There are a whole bunch of other herbs out there that can benefit you and your garden.  In addition to these five I also have lemon balm, oregano, catnip, cilantro, and stevia in the garden.


What’s your favorite herb?  
Previous Friday Fives

11 thoughts on “5 Herbs You Should Grow In Your Garden! (Friday Fives)”

  1. I love herbs — just got some more thyme seeds, my one thyme plant isn't keeping up with my culinary needs. I know I am in the minority, but am not keen on cilantro. Besides sage, basil (which I also got seeds for yesterday), mint, rosemary, and thyme, I also have winter savory, salad burnett, parsley, and oregano.

    1. Direct seed only, and put new seeds in often (every other week). My direct seeded plants do very well, but anything I have transplanted don't thrive at all. I even let them go to seed and collect for planting the following year. Also, keep well watered.

  2. I have to very large rosemary bushes right now. I like growing different herbs so I can run my hand over them when I'm in the gardens.

  3. Aren't there two types of rosemary-culinary and flowering? I know when I lived in Houston, you had to look for culinary. Is it cold hardy here? Your five are my fave fives too! They are very versatile in cooking. Mint is my all time fave because it's used in many of my favorite beverages such as the Mint Julep, Mojito, and the Limonfresca!

  4. I planted an edible border to our patio when I had babies- so all herbs. I enjoy parsley, thyme, rosemary, chives and garlic chives, sage, basil (only one that is an annual) marjoram, oregano, lemon balm, mint, lemon mint… there may be more. I cannot keep cilantro alive here in Atlanta. I keep the mints in pots that are buried and I pull them out once a year to be sure no roots are escaping. Kids love to pick bits to taste when they're visiting- sometimes mint, but even chives and parsley.

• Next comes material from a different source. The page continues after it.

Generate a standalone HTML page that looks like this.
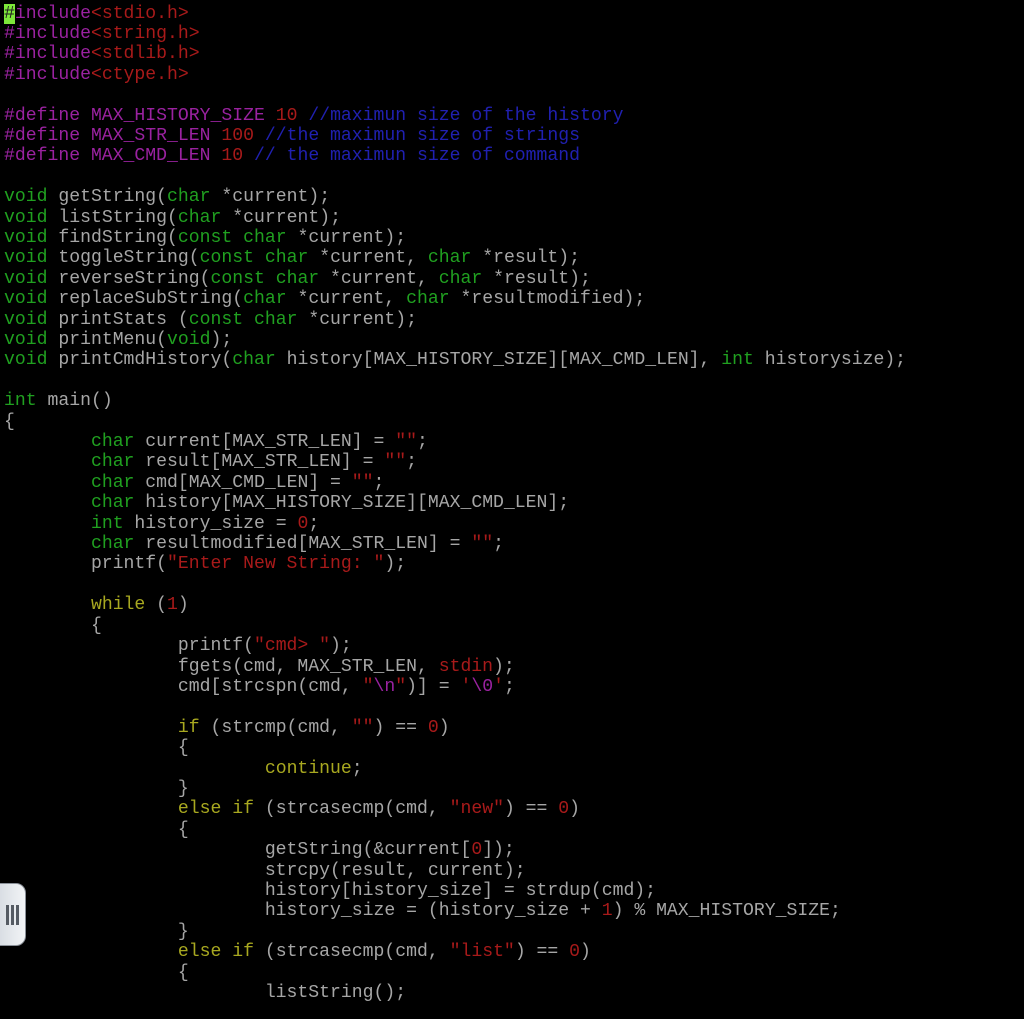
<!DOCTYPE html>
<html><head><meta charset="utf-8"><style>
html,body{margin:0;padding:0;background:#000;width:1024px;height:1019px;overflow:hidden}
pre{margin:0;position:absolute;left:4px;top:3.5px;font-family:"Liberation Mono","Courier New",monospace;font-size:18.13px;line-height:20.4px;color:#a6a6a6}
.p{color:#9a22a0}.r{color:#a81a1a}.b{color:#2020b0}.g{color:#20a020}.y{color:#a8a820}
.cur{background:#7ee83a;color:#222}
.h{position:absolute;left:-2px;top:883px;width:28px;height:63px;background:linear-gradient(90deg,#d8dde3,#f2f4f6);border-radius:0 10px 10px 0;border:1px solid #8a9098;box-sizing:border-box}
.h i{position:absolute;top:21px;width:3px;height:20px;background:#555b63}
</style></head><body>
<pre><span class="cur">#</span><span class="p">include</span><span class="r">&lt;stdio.h&gt;</span>
<span class="p">#include</span><span class="r">&lt;string.h&gt;</span>
<span class="p">#include</span><span class="r">&lt;stdlib.h&gt;</span>
<span class="p">#include</span><span class="r">&lt;ctype.h&gt;</span>

<span class="p">#define MAX_HISTORY_SIZE</span> <span class="r">10</span> <span class="b">//maximun size of the history</span>
<span class="p">#define MAX_STR_LEN</span> <span class="r">100</span> <span class="b">//the maximun size of strings</span>
<span class="p">#define MAX_CMD_LEN</span> <span class="r">10</span> <span class="b">// the maximun size of command</span>

<span class="g">void</span> getString(<span class="g">char</span> *current);
<span class="g">void</span> listString(<span class="g">char</span> *current);
<span class="g">void</span> findString(<span class="g">const char</span> *current);
<span class="g">void</span> toggleString(<span class="g">const char</span> *current, <span class="g">char</span> *result);
<span class="g">void</span> reverseString(<span class="g">const char</span> *current, <span class="g">char</span> *result);
<span class="g">void</span> replaceSubString(<span class="g">char</span> *current, <span class="g">char</span> *resultmodified);
<span class="g">void</span> printStats (<span class="g">const char</span> *current);
<span class="g">void</span> printMenu(<span class="g">void</span>);
<span class="g">void</span> printCmdHistory(<span class="g">char</span> history[MAX_HISTORY_SIZE][MAX_CMD_LEN], <span class="g">int</span> historysize);

<span class="g">int</span> main()
{
        <span class="g">char</span> current[MAX_STR_LEN] = <span class="r">""</span>;
        <span class="g">char</span> result[MAX_STR_LEN] = <span class="r">""</span>;
        <span class="g">char</span> cmd[MAX_CMD_LEN] = <span class="r">""</span>;
        <span class="g">char</span> history[MAX_HISTORY_SIZE][MAX_CMD_LEN];
        <span class="g">int</span> history_size = <span class="r">0</span>;
        <span class="g">char</span> resultmodified[MAX_STR_LEN] = <span class="r">""</span>;
        printf(<span class="r">"Enter New String: "</span>);

        <span class="y">while</span> (<span class="r">1</span>)
        {
                printf(<span class="r">"cmd&gt; "</span>);
                fgets(cmd, MAX_STR_LEN, <span class="r">stdin</span>);
                cmd[strcspn(cmd, <span class="r">"</span><span class="p">\n</span><span class="r">"</span>)] = <span class="r">'</span><span class="p">\0</span><span class="r">'</span>;

                <span class="y">if</span> (strcmp(cmd, <span class="r">""</span>) == <span class="r">0</span>)
                {
                        <span class="y">continue</span>;
                }
                <span class="y">else if</span> (strcasecmp(cmd, <span class="r">"new"</span>) == <span class="r">0</span>)
                {
                        getString(&amp;current[<span class="r">0</span>]);
                        strcpy(result, current);
                        history[history_size] = strdup(cmd);
                        history_size = (history_size + <span class="r">1</span>) % MAX_HISTORY_SIZE;
                }
                <span class="y">else if</span> (strcasecmp(cmd, <span class="r">"list"</span>) == <span class="r">0</span>)
                {
                        listString();
</pre>
<div class="h"><i style="left:7px"></i><i style="left:12px"></i><i style="left:17px"></i></div>
</body></html>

  5. I used to have a pretty lovely herb garden and grew quite a number of different herbs. It's been years though and I want to start another one, but now I am in Tucson so it will be a little trickier. I do know rosemary thrives here. But I happen to LOVE thyme and lavender. I always have basil, even in with my few veggies. I used to grow lemon balm to add to iced tea and a number of different geraniums that I used to flavor jelly. I like to grow parsley and cilantro also. Will let you know how things are going this year! 🙂

  6. Great herb list. By the way, these have all proven hardy up here at the Zone 5-6 border. I second four of your top picks, but would throw out mint (better termed a weed once it's established) and substitute oregano (establishes and spreads well, but is so much easier to manage) or lavender (more distinctive but equally versatile in an interesting way).